Implementing SHA-256 on the IBM 1401
The IBM 1401 is almost the worst machine you could pick to implement the SHA-256 hash algorithm. The algorithm is designed to be implemented efficiently on machines that can do bit operations on 32-bit words. Unfortunately, the IBM 1401 doesn't have 32-bit words or even bytes. It uses 6-bit characters and doesn't provide bit operations. It doesn't even handle binary arithmetic, using decimal arithmetic instead. Thus, implementing the algorithm on the 1401 is slow and inconvenient.
I ended up using one character per bit. A 32-bit value is stored as 32 characters, either "0" or "1". My code has to perform the bit operations and additions character-by-character, basically checking each character and deciding what to do with it. As you might expect, the resulting code is very slow.
The assembly code I wrote is below. The comments should give you a rough idea of how the code works. Near the end of the code, you can see the table of constants required by the SHA-256 algorithm, specified in hex. Since the 1401 doesn't support hex, I had to write my own routines to convert between hex and binary. I won't try to explain IBM 1401 assembly code here, except to point out that it is very different from modern computers. It doesn't even have subroutine calls and returns. Operations happen on memory, as there aren't any general-purpose registers.
I punched the executable onto a deck of about 85 cards, which you can see at the beginning of the article. I also punched a card with the input to the hash algorithm. To run the program, I loaded the card deck into the card reader and hit the "Load" button. The cards flew through the reader at 800 cards per minute, so it took just a few seconds to load the program. The computer's console (below) flashed frantically for 40 seconds while the program ran. Finally, the printer printed out the resulting hash (as you can see at the top of the article) and the results were punched onto a new card. Since Bitcoin mining used double SHA-256 hashing, hashing for mining would take twice as long (80 seconds).
Performance comparison
The IBM 1401 can compute a double SHA-256 hash in 80 seconds. It requires about 3000 Watts of power, roughly the same as an oven or clothes dryer. A basic IBM 1401 system sold for $125,600, which is about a million dollars in 2015 dollars. On the other hand, today you can spend $50 and get a USB stick miner with a custom ASIC integrated circuit. This USB miner performs 3.6 billion hashes per second and uses about 4 watts. The enormous difference in performance is due to several factors: the huge increase in computer speed in the last 50 years demonstrated by Moore's law, the performance lost by using a decimal business computer for a binary-based hash, and the giant speed gain from custom Bitcoin mining hardware.

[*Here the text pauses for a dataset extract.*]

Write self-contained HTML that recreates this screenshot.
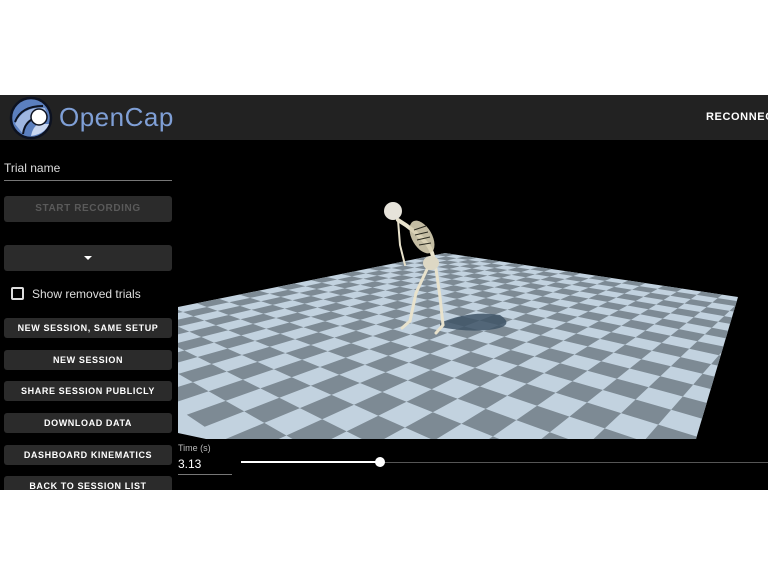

To summarize, to mine a block at current difficulty, the IBM 1401 would take about 5x10^14 years (about 40,000 times the current age of the universe). The electricity would cost about 10^18 dollars. And you'd get 25 bitcoins worth about $6000. Obviously, mining Bitcoin on an IBM 1401 mainframe is not a profitable venture. The photos below compare the computer circuits of the 1960s with the circuits of today, making it clear how much technology has advanced.
Networking
You might think that Bitcoin would be impossible with 1960s technology due to the lack of networking. Would one need to mail punch cards with the blockchain to the other computers? While you might think of networked computers as a modern thing, IBM supported what they call teleprocessing as early as 1941. In the 1960s, the IBM 1401 could be hooked up to the IBM 1009 Data Transmission Unit, a modem the size of a dishwasher that could transfer up to 300 characters per second over a phone line to another computer. So it would be possible to build a Bitcoin network with 1960s-era technology. Unfortunately I didn't have teleprocessing hardware available to test this out.
Conclusion
Implementing SHA-256 in assembly language for an obsolete mainframe was a challenging but interesting project. Performance was worse than I expected (even compared to my 12 minute Mandelbrot). The decimal arithmetic of a business computer is a very poor match for a binary-optimized algorithm like SHA-256. But even a computer that predates integrated circuits can implement the Bitcoin mining algorithm. And, if I ever find myself back in 1960 due to some strange time warp, now I know how to set up a Bitcoin network.
The Computer History Museum in Mountain View runs demonstrations of the IBM 1401 on Wednesdays and Saturdays so if you're in the area you should definitely check it out (schedule). Tell the guys running the demo that you heard about it from me and maybe they'll run my Pi program for you. Thanks to the Computer History Museum and the members of the 1401 restoration team, Robert Garner, Ed Thelen, Van Snyder, and especially Stan Paddock. The 1401 team's website (ibm-1401.info) has a ton of interesting information about the 1401 and its restoration.
Disclaimers
I would like to be clear that I am not actually mining real Bitcoin on the IBM 1401—the Computer History Museum would probably disapprove of that. As I showed above, there's no way you could make money off mining on the IBM 1401. I did, however, really implement and run the SHA-256 algorithm on the IBM 1401, showing that mining is possible in theory. And if you're wondering how I found a successful hash, I simply used a block that had already been mined: block #286819.
But is the cost in power consumed worth the return in mining? This seems to be the constant that drives mining farms as a solution and even they struggle.